A Direção-Geral dos Serviços Prisionais investigou o caso a sério, recolhendo prova testemunhal: "O guarda D.H.", lê-se no documento, "não ouviu, mas detetou o cheiro e viu o recluso a virar a cara para o guarda L.C., fazendo uma expressão de gozo ao sorrir". Caso encerrado. Pena: proibição de utilização do fundo de maneio dos presos por 12 dias. Porém, não lhe cortaram o acesso a bebidas gaseificadas.
Só para o leitor perceber que esta página não é feita "às três pancadas", ao abrigo da Cooperação Judiciária dos Países de Língua Portuguesa, recolheu-se jurisprudência na 4.ª Turma do Tribunal Regional do Trabalho da 2.ª Região de São Paulo. Neste processo de 2007 estava em causa o despedimento de uma funcionária por flatulência no local de trabalho. Uma coisa desagradável para a entidade empregadora.

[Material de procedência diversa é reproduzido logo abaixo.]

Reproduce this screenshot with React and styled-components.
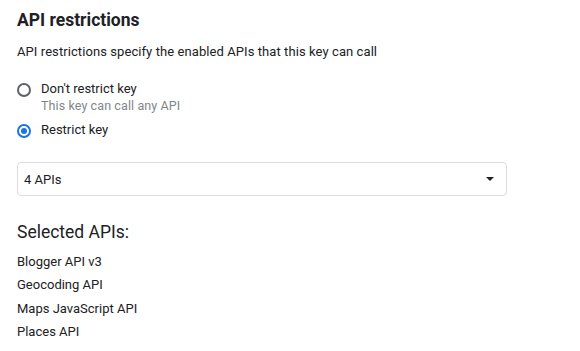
import React from 'react'
import styled, { createGlobalStyle } from 'styled-components'

const GlobalStyle = createGlobalStyle`
  body {
    margin: 0;
    background: #fff;
    font-family: Roboto, "Liberation Sans", Arial, sans-serif;
    color: #202124;
  }
`

const Page = styled.div`
  padding: 8px 16px 0 17px;
  width: 580px;
  box-sizing: border-box;
`

const Title = styled.h2`
  margin: 0;
  font-size: 17.5px;
  font-weight: 700;
  line-height: 24px;
  color: #202124;
`

const Desc = styled.p`
  margin: 12px 0 0;
  font-size: 13px;
  line-height: 16px;
  letter-spacing: 0.08px;
  color: #202124;
`

const RadioGroup = styled.div`
  margin-top: 20.5px;
  display: flex;
  flex-direction: column;
  gap: 8px;
`

const RadioRow = styled.label`
  display: flex;
  align-items: flex-start;
  gap: 10px;
`

const Circle = styled.span`
  width: 14px;
  height: 14px;
  box-sizing: border-box;
  border-radius: 50%;
  border: 2px solid ${p => (p.checked ? '#1a73e8' : '#5f6368')};
  display: flex;
  align-items: center;
  justify-content: center;
  flex-shrink: 0;
  margin-top: 2.5px;

  &::after {
    content: '';
    width: 6px;
    height: 6px;
    border-radius: 50%;
    background: ${p => (p.checked ? '#1a73e8' : 'transparent')};
  }
`

const RadioText = styled.div`
  display: flex;
  flex-direction: column;
`

const RadioLabel = styled.span`
  font-size: 13px;
  line-height: 16px;
  color: #202124;
`

const RadioHint = styled.span`
  margin-top: 1px;
  font-size: 12.5px;
  line-height: 16px;
  letter-spacing: 0.1px;
  color: #80868b;
`

const Select = styled.div`
  margin-top: 24px;
  width: 490px;
  height: 34px;
  box-sizing: border-box;
  border: 1px solid #dadce0;
  border-radius: 4px;
  display: flex;
  align-items: center;
  justify-content: space-between;
  padding: 0 12px 0 6px;
  font-size: 13px;
  color: #202124;
`

const Caret = styled.span`
  width: 0;
  height: 0;
  border-left: 4.5px solid transparent;
  border-right: 4.5px solid transparent;
  border-top: 4.5px solid #202124;
`

const Subheading = styled.h3`
  margin: 25px 0 0;
  font-size: 17.5px;
  font-weight: 400;
  line-height: 22px;
  color: #202124;
`

const ApiList = styled.ul`
  list-style: none;
  margin: 7px 0 0;
  padding: 0;
`

const ApiItem = styled.li`
  font-size: 13px;
  line-height: 23.3px;
  color: #202124;
`

const apis = ['Blogger API v3', 'Geocoding API', 'Maps JavaScript API', 'Places API']

const App = () => {
  return (
    <Page>
      <GlobalStyle />
      <Title>API restrictions</Title>
      <Desc>API restrictions specify the enabled APIs that this key can call</Desc>
      <RadioGroup>
        <RadioRow>
          <Circle />
          <RadioText>
            <RadioLabel>Don't restrict key</RadioLabel>
            <RadioHint>This key can call any API</RadioHint>
          </RadioText>
        </RadioRow>
        <RadioRow>
          <Circle checked />
          <RadioText>
            <RadioLabel>Restrict key</RadioLabel>
          </RadioText>
        </RadioRow>
      </RadioGroup>
      <Select>
        <span>4 APIs</span>
        <Caret />
      </Select>
      <Subheading>Selected APIs:</Subheading>
      <ApiList>
        {apis.map(api => (
          <ApiItem key={api}>{api}</ApiItem>
        ))}
      </ApiList>
    </Page>
  )
}

export default App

Porém, os juízes não tiveram o mesmo entendimento, considerando, por um lado, ser "impossível validar a aplicação de punição por flatulência no local de trabalho uma vez que se trata de reação orgânica natural à ingestão de alimentos e ar, os quais, combinados com outros elementos presentes no corpo humano, resultam em gases que se acumulam no tubo digestivo, que o organismo necessita de expelir, via oral ou anal". E que, portanto, "dar um peido" no local de trabalho pode "gerar constrangimentos e, até mesmo, piadas e brincadeiras", mas daí ao despedimento vai uma grande distância. Percebeste, Salvador?